Quant à leur couple, oui il battait un peu de l’aile, mais ça n’avait rien à voir. Quelques soucis d’argent quand même, à cause des remboursements d’emprunt, pour l’appartement, et maintenant le ravalement, qui avait été voté par la copropriété... Martin, le frère de Solange, qui avait une petite entreprise de bâtiment, les avait aidés ponctuellement. Il est gentil, Martin, mais là ça faisait une grosse somme d’un coup. Et puis Miko, sa santé, le cœur, les nerfs, tout ça…

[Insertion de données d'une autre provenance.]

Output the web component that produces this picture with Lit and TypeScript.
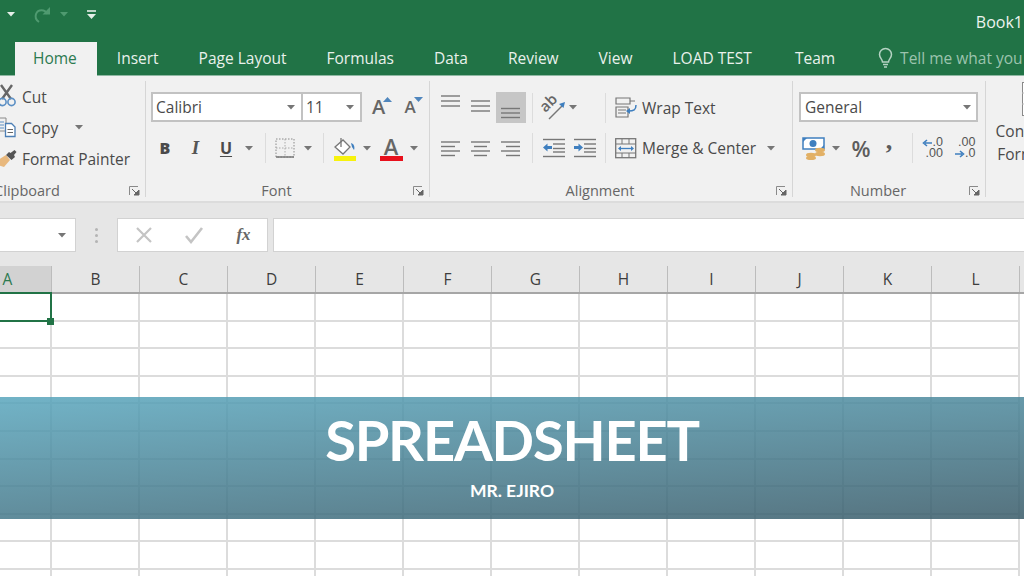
import { LitElement, html, css, svg } from "lit";
import { customElement } from "lit/decorators.js";

const dd = (c = "#767676") => html`<svg class="dd" width="8" height="4.500" viewBox="0 0 9 5"><polygon points="0,0 9,0 4.500,5" fill=${c}></polygon></svg>`;
const lines = (rows: number[][], c = "#777") => rows.map(([x1, y, x2]) => svg`<line x1=${x1} x2=${x2} y1=${y} y2=${y} stroke=${c} stroke-width="1.400"></line>`);
const lineIcon = (rows: number[][]) => html`<svg width="22" height="20" viewBox="0 0 22 20">${lines(rows)}</svg>`;
const launcher = html`<svg class="launch" width="11" height="11" viewBox="0 0 11 11"><path d="M.5 9V.5H9" fill="none" stroke="#8a8a8a"/><path d="M3 3l5 5M5 9h5V4z" fill="#666" stroke="#666"/></svg>`;
const indent = (dir: number) => html`<svg width="24" height="20" viewBox="0 0 24 20">
  ${lines([[1, 1.5, 23], [11, 6, 23], [11, 10.5, 23], [11, 14, 23], [1, 18.5, 23]])}
  <path d=${dir < 0 ? "M1 9.500l4.500-4v2.500H10v3H5.500v2.500z" : "M10 9.500l-4.500-4v2.500H1v3h4.500v2.500z"} fill="#3f7fbf"></path></svg>`;

@customElement("app-root")
export class AppRoot extends LitElement {
  static styles = css`
    :host { display:block; position:relative; width:1024px; height:576px; overflow:hidden; background:#fff;
      font-family:"Open Sans","Noto Sans",sans-serif; color:#4a4a4a; font-size:15.5px; }
    svg { display:block; overflow:visible; }
    .title { height:41px; background:#217346; display:flex; align-items:center; box-sizing:border-box; padding-top:1px; color:#edf3ef; }
    .qat { display:grid; grid-template-columns:21px 34px 18px 36px; justify-items:center; align-items:center; margin-top:-14px; }
    .redo { justify-self:end; margin-right:3px; }
    .book { margin-left:auto; margin-right:1px; padding-top:2px; font-size:16px; white-space:nowrap; }
    .tabs { height:35px; background:#217346; display:flex; align-items:center; color:#e9f1ec; font-size:15.5px; white-space:nowrap; padding-left:15px; border-bottom:1px solid #8fb8a3; box-sizing:border-box; }
    .tab { padding:0 20px; }
    .tab.wide { padding-right:23px; }
    .tab.home { background:#f1f1f1; color:#2c7a50; height:34px; padding:0 20px 0 18px; line-height:33px; align-self:flex-start; margin-top:1px; }
    .tell { display:flex; align-items:center; gap:7px; color:#9cc4ae; margin-left:23px; }
    .ribbon { height:127px; box-sizing:border-box; background:#f1f1f1; border-bottom:2px solid #dcdcdc; display:flex; margin-left:-69px; padding-top:5px; width:1200px; }
    .group { height:116px; display:flex; flex-direction:column; border-right:1px solid #d6d6d6; box-sizing:border-box; flex:none; }
    .clip { width:215px; } .font { width:284px; } .align { width:363px; } .num { width:193px; } .styles { width:102px; border:0; align-items:center; }
    .body { flex:1; min-height:0; }
    .foot { height:12px; display:flex; align-items:center; font-size:14.5px; color:#666; line-height:12px; }
    .foot span { flex:1; text-align:center; }
    .foot i { width:22px; display:block; }
    .launch { margin:0 0 0 6px; }
    .clip .body { padding-left:68px; }
    .cl { height:31px; display:grid; grid-template-columns:18px auto auto; justify-content:start; align-items:center; column-gap:5px; white-space:nowrap; }
    .cl .dd { margin-left:12px; }
    .rows { padding-top:11px; display:flex; flex-direction:column; gap:11px; }
    .r { height:30px; display:grid; align-items:center; justify-items:center; }
    .combo { background:#fff; border:2px solid #c2c2c2; height:30px; width:100%; box-sizing:border-box; display:flex; align-items:center; justify-content:space-between; padding:0 6px 0 3px; font-size:15.5px; line-height:26px; }
    .f1 { grid-template-columns:152px 59px 33px 30px; padding-left:5px; }
    .f1 .combo + .combo { border-left:0; }
    .f2 { grid-template-columns:30px 31px 30px 16px 16px 24px 22px 8px 36px 8px 40px 6px; padding-left:4px; }
    .sep { width:1px; height:30px; background:#dcdcdc; }
    .bt { font-family:"Liberation Serif",serif; font-weight:bold; font-size:19px; color:#555; }
    .b { font-family:"Open Sans",sans-serif; font-weight:800; font-size:16px; }
    .i { font-style:italic; }
    .u { text-decoration:underline; font-family:"Open Sans",sans-serif; font-size:16px; font-weight:700; text-underline-offset:2px; }
    .az { position:relative; font-size:20px; font-weight:600; color:#666; line-height:30px; }
    .az.small { font-size:17px; }
    .az svg { position:absolute; right:-7px; top:5px; }
    .icoA { display:flex; flex-direction:column; align-items:center; font-weight:600; font-size:22px; line-height:22px; color:#666; }
    .bar { width:23px; height:5px; background:#e8101c; margin-top:-1px; }
    .a1 { grid-template-columns:30px 30px 30px 12px 32px 6px 24px 10px auto; padding-left:6px; }
    .a2 { grid-template-columns:30px 30px 30px 12px 32px 30px 10px auto; padding-left:6px; }
    .selbg { background:#c6c6c6; width:30px; height:31px; display:flex; align-items:center; justify-content:center; }
    .lab { justify-self:start; margin-left:5px; display:flex; align-items:center; gap:5px; white-space:nowrap; }
    .lab .dd { margin-left:6px; }
    .n1 { padding-left:6px; grid-template-columns:179px; }
    .n1 .combo { padding-left:4px; padding-right:5px; }
    .n2 { grid-template-columns:24px 20px 30px 26px 20px 21px 44px; padding-left:9px; }
    .pct { font-size:22px; font-weight:600; color:#5c5c5c; }
    .comma { font-family:"Liberation Serif",serif; font-weight:bold; font-size:26px; line-height:16px; color:#5c5c5c; margin-bottom:14px; }
    .dec { font-family:"Liberation Sans",sans-serif; font-size:12.5px; line-height:11px; display:grid; grid-template-columns:10px 11px; color:#555; align-items:center; justify-items:end; }
    .dec span { white-space:nowrap; }
    .st { text-align:center; white-space:nowrap; line-height:23px; margin-top:2px; }
    .big { margin-top:1px; margin-bottom:2px; align-self:flex-start; margin-left:36px; }
    .fbar { height:63px; background:#e6e6e6; display:grid; grid-template-columns:76px 41px 151px 1fr; align-items:center; column-gap:0; padding-top:1px; box-sizing:border-box; }
    .box { background:#fff; border:1px solid #d2d2d2; height:34px; box-sizing:border-box; display:flex; align-items:center; }
    .name { justify-content:flex-end; padding-right:9px; border-left:0; }
    .dots { display:flex; flex-direction:column; align-items:center; gap:3px; }
    .dots b { width:3px; height:3px; background:#b4b4b4; display:block; border-radius:50%; }
    .fx { display:grid; grid-template-columns:51px 50px 49px; justify-items:center; }
    .fxt { font-family:"Liberation Serif",serif; font-style:italic; font-weight:bold; font-size:17px; color:#666; }
    .input { margin-left:5px; border-right:0; }
    .sheet { margin-left:-36px; width:1100px; }
    .hdr { height:28px; background:#e6e6e6; display:grid; grid-template-columns:repeat(12,88px); border-bottom:2px solid #a6a6a6; box-sizing:border-box; }
    .hdr div { text-align:center; border-right:1px solid #bcbcbc; line-height:26px; font-size:15.5px; color:#3d3d3d; box-sizing:border-box; }
    .hdr .on { background:#d2d2d2; color:#2c7a50; text-align:center; }
    .grid { display:grid; grid-template-columns:repeat(12,88px); grid-auto-rows:27.6px; }
    .cell { border-right:2px solid #dcdcdc; border-bottom:2px solid #dcdcdc; box-sizing:border-box; position:relative; }
    .cell.sel::after { content:""; position:absolute; inset:-2px -2px -2px -2px; border:2.5px solid #217346; }
    .cell.sel::before { content:""; position:absolute; right:-4px; bottom:-5px; width:7px; height:7px; background:#217346; z-index:1; }
    .banner { position:absolute; left:0; right:0; top:396.5px; height:122px; display:flex; flex-direction:column; align-items:center; color:#fff;
      background:linear-gradient(175.5deg,rgba(89,166,189,.85),rgba(56,90,104,.85)); font-family:Lato,"Open Sans",sans-serif; }
    .h { font-size:56px; font-weight:700; line-height:78px; margin-top:4px; letter-spacing:-1.2px; white-space:nowrap; }
    .s { font-size:17.5px; font-weight:700; line-height:20px; margin-top:2px; white-space:nowrap; }
  `;

  render() {
    const cols = "ABCDEFGHIJKL".split("");
    const cells = Array.from({ length: 132 }, (_, i) => i);
    return html`
      <div class="title">
        <div class="qat">
          ${dd("#e6efe9")}
          <svg class="redo" width="19" height="17" viewBox="0 0 19 17"><path d="M14 8c-2-5-9-5-11 0-1 3 0 6 3 8" fill="none" stroke="#4f9a70" stroke-width="2"/><path d="M17 1v7.500h-7.500z" fill="#4f9a70"/></svg>
          ${dd("#4f9a70")}
          <svg width="9" height="9" viewBox="0 0 9 9"><path d="M0 1h9" stroke="#e6efe9" stroke-width="1.600"/><polygon points="0,4 9,4 4.500,9" fill="#e6efe9"/></svg>
        </div>
        <div class="book">Book1</div>
      </div>
      <div class="tabs">
        <div class="tab home">Home</div>
        ${["Insert", "Page Layout", "Formulas", "Data", "Review", "View"].map((t) => html`<div class="tab">${t}</div>`)}
        <div class="tab wide">LOAD TEST</div>
        <div class="tab">Team</div>
        <div class="tell">
          <svg width="15" height="21" viewBox="0 0 15 21"><path d="M4.500 14c0-3-3-4-3-7.500a6 6 0 0 1 12 0c0 3.500-3 4.500-3 7.500zM5 16.500h5M6 19h3" fill="none" stroke="#b5d3c3" stroke-width="1.500"/></svg>
          <span>Tell me what you</span>
        </div>
      </div>

      <div class="ribbon">
        <section class="group clip">
          <div class="body">
            <div class="cl">
              <svg width="18" height="22" viewBox="0 0 18 22"><path d="M2 -1l10 14M13 -1L3 13" stroke="#666" stroke-width="2.400"/><circle cx="3.500" cy="16" r="3.600" fill="none" stroke="#5b8fc4" stroke-width="1.600"/><circle cx="12.500" cy="16" r="3.600" fill="none" stroke="#5b8fc4" stroke-width="1.600"/></svg>
              <span>Cut</span>
            </div>
            <div class="cl">
              <svg width="18" height="20" viewBox="0 0 18 20"><path d="M-1 0h8v13H-1z" fill="#f1f1f1" stroke="#8a8a8a"/><path d="M0 4h5M0 7h5M0 10h5" stroke="#5b8fc4"/><path d="M6.500 5.500h6l3.500 3.500v9.500H6.500z" fill="#fff" stroke="#4d7fb5" stroke-width="1.300"/><path d="M8.500 11.500h5.500M8.500 14.500h5.500" stroke="#666"/></svg>
              <span>Copy</span>${dd()}
            </div>
            <div class="cl">
              <svg width="18" height="20" viewBox="0 0 18 20"><path d="M-1 11l8-5 4 5-6 7-6-2z" fill="#e8b87d"/><path d="M7 6l3-3 1.500 1 4-3 2 2-2.500 3 1 2-3.500 3z" fill="#555"/></svg>
              <span>Format Painter</span>
            </div>
          </div>
          <div class="foot"><span>Clipboard</span><i>${launcher}</i></div>
        </section>

        <section class="group font">
          <div class="body rows">
            <div class="r f1">
              <div class="combo"><span>Calibri</span>${dd()}</div>
              <div class="combo"><span>11</span>${dd()}</div>
              <div class="az">A<svg width="9" height="5" viewBox="0 0 9 5"><polygon points="0,5 9,5 4.500,0" fill="#4f86bd"/></svg></div>
              <div class="az small">A<svg width="9" height="5" viewBox="0 0 9 5"><polygon points="0,0 9,0 4.500,5" fill="#4f86bd"/></svg></div>
            </div>
            <div class="r f2">
              <span class="b">B</span><span class="bt i">I</span><span class="u">U</span>${dd()}
              <div class="sep"></div>
              <svg width="20" height="20" viewBox="0 0 20 20"><rect x="1" y="1" width="18" height="18" fill="none" stroke="#8a8a8a" stroke-dasharray="1.500 1.500"/><path d="M10 1v18M1 10h18" stroke="#aaa" stroke-dasharray="1.500 1.500"/><path d="M1 19h18" stroke="#777" stroke-width="1.500"/></svg>
              ${dd()}
              <div class="sep"></div>
              <svg width="24" height="25" viewBox="0 0 24 25"><path d="M2 11l8-7 7 7-7 7z" fill="#fff" stroke="#777" stroke-width="1.300"/><path d="M8 2v9" stroke="#777" stroke-width="1.300"/><path d="M18 7c3 1 4 4 3 7l-2-3z" fill="#3f7fbf"/><rect x="1" y="20" width="22" height="5" fill="#f7f20d"/></svg>
              ${dd()}
              <div class="icoA">A<div class="bar"></div></div>
              ${dd()}
            </div>
          </div>
          <div class="foot"><span>Font</span><i>${launcher}</i></div>
        </section>

        <section class="group align">
          <div class="body rows">
            <div class="r a1">
              ${lineIcon([[1, -2, 20], [1, 3, 20], [1, 8, 20]])}
              ${lineIcon([[1, 3, 20], [1, 8, 20], [1, 13, 20]])}
              <div class="selbg">${lineIcon([[1, 10.5, 20], [1, 15, 20], [1, 19.5, 20]])}</div>
              <div class="sep"></div>
              <svg width="24" height="22" viewBox="0 0 24 22"><text transform="translate(3.500 16) rotate(-45)" font-size="15" font-family="Open Sans" fill="#666" font-weight="600">ab</text><path d="M7 22L20 9" stroke="#777" stroke-width="1.500"/><path d="M23 5l-1.500 6-4.500-4z" fill="#3f7fbf"/></svg>
              ${dd()}
              <span></span>
              <div class="sep"></div>
              <div class="lab">
                <svg width="22" height="21" viewBox="0 0 22 21"><path d="M1 1h14v6H1zM1 10h12v10H1z" fill="none" stroke="#777" stroke-width="1.200"/><path d="M15 4h5M3 13h8M3 16h8" stroke="#777"/><path d="M21 8c0 5-2 6-8 6" fill="none" stroke="#3f7fbf" stroke-width="1.500"/><path d="M15 11l-4 3 4 3z" fill="#3f7fbf"/></svg>
                <span>Wrap Text</span>
              </div>
            </div>
            <div class="r a2">
              ${lineIcon([[1, 4, 20], [1, 8.5, 15], [1, 13, 20], [1, 17.5, 15]])}
              ${lineIcon([[1, 4, 20], [4, 8.5, 17], [1, 13, 20], [4, 17.5, 17]])}
              ${lineIcon([[1, 4, 20], [6, 8.5, 20], [1, 13, 20], [6, 17.5, 20]])}
              <div class="sep"></div>
              ${indent(-1)}${indent(1)}
              <div class="sep"></div>
              <div class="lab">
                <svg width="22" height="21" viewBox="0 0 22 21"><rect x=".7" y=".7" width="20" height="19" fill="none" stroke="#777" stroke-width="1.300"/><path d="M1 6h20M1 15h20M7 1v5M14 1v5M7 15v5M14 15v5" stroke="#777"/><path d="M5 10.500h12" stroke="#3f7fbf" stroke-width="1.300"/><path d="M3 10.500l3-2.500v5zM19 10.500l-3-2.500v5z" fill="#3f7fbf"/></svg>
                <span>Merge &amp; Center</span>${dd()}
              </div>
            </div>
          </div>
          <div class="foot"><span>Alignment</span><i>${launcher}</i></div>
        </section>

        <section class="group num">
          <div class="body rows">
            <div class="r n1"><div class="combo"><span>General</span>${dd()}</div></div>
            <div class="r n2">
              <svg width="24" height="23" viewBox="0 0 24 23"><rect x="1" y="1" width="21" height="11" fill="#fff" stroke="#3f7fbf" stroke-width="1.500"/><circle cx="11" cy="6.500" r="3.500" fill="#3f7fbf"/><path d="M1 1h4L1 5zM22 12h-4l4-4z" fill="#3f7fbf"/><ellipse cx="18" cy="13" rx="5" ry="2.200" fill="#e2b065"/><ellipse cx="18" cy="17" rx="5" ry="2.200" fill="#e2b065"/><ellipse cx="9" cy="18" rx="5" ry="2.200" fill="#e2b065"/><ellipse cx="9" cy="21" rx="5" ry="2" fill="#e2b065"/></svg>
              ${dd()}
              <span class="pct">%</span>
              <span class="comma">,</span>
              <div class="sep"></div>
              <div class="dec">
                <svg width="10" height="8" viewBox="0 0 10 8"><path d="M10 4H3M5 1L1.500 4 5 7" fill="none" stroke="#3f7fbf" stroke-width="1.600"/></svg><span>.0</span>
                <span></span><span>.00</span>
              </div>
              <div class="dec">
                <span></span><span>.00</span>
                <svg width="10" height="8" viewBox="0 0 10 8"><path d="M0 4h7M5 1l3.500 3L5 7" fill="none" stroke="#3f7fbf" stroke-width="1.600"/></svg><span>.0</span>
              </div>
            </div>
          </div>
          <div class="foot"><span>Number</span><i>${launcher}</i></div>
        </section>

        <section class="group styles">
          <svg class="big" width="30" height="34" viewBox="0 0 30 34"><rect x=".5" y=".5" width="29" height="33" fill="#fff" stroke="#8a8a8a"/><path d="M0 11h30M0 22h30" stroke="#bbb"/></svg>
          <div class="st">Conditional<br />Formatting</div>
        </section>
      </div>

      <div class="fbar">
        <div class="box name">${dd()}</div>
        <div class="dots"><b></b><b></b><b></b></div>
        <div class="box fx">
          <svg width="16" height="16" viewBox="0 0 16 16"><path d="M1 1l14 14M15 1L1 15" stroke="#c4c4c4" stroke-width="2.200"/></svg>
          <svg width="18" height="16" viewBox="0 0 18 16"><path d="M1 9l5 6L17 1" fill="none" stroke="#c4c4c4" stroke-width="2.600"/></svg>
          <span class="fxt">fx</span>
        </div>
        <div class="box input"></div>
      </div>

      <div class="sheet">
        <div class="hdr">${cols.map((c, i) => html`<div class=${i === 0 ? "on" : ""}>${c}</div>`)}</div>
        <div class="grid">${cells.map((i) => html`<div class=${i === 0 ? "cell sel" : "cell"}></div>`)}</div>
      </div>

      <div class="banner">
        <div class="h">SPREADSHEET</div>
        <div class="s">MR. EJIRO</div>
      </div>
    `;
  }
}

Ted commença par s’assurer que Maurice Mikoyan ne s’était effectivement pas présenté au lycée. En se faisant passer pour un parent d’élève, il apprit que le professeur était absent depuis le matin. « Essayez de rappeler en fin de semaine », lui dit le conseiller d’éducation.
Miko était parti de la maison le vendredi vers dix-huit heures. En claquant la porte après une vague engueulade. Il n’était pas revenu. Il avait pris la voiture, sans emporter d’affaires.
- Et cette dispute, ça portait sur quoi ?
- Rien d’important, je vous assure… Cela arrive souvent qu’on se dispute, mais, comment dire ? C’est comme ça… Ça ne prête jamais vraiment à conséquence…
C’est vrai, se dit Ted, rien de plus banal que des disputes sans importance dans un couple. Mais il arrive que des disputes sans importance conduisent quelqu’un à prendre le premier avion qui passe…
Solange Mikoyan sortit avec hésitation une liasse de billets de cinquante euros, qu’elle laissa tomber avec maladresse, avant de se précipiter pour les ramasser. Lorsqu’elle les tendit à Ted, c’était une poignée désordonnée de morceaux de papier orangé.
- Tenez, dit-elle, excusez-moi, je suis empotée… C’est pour que vous puissiez commencer.
- Merci, fit Ted en comptant devant elle vingt-quatre billets.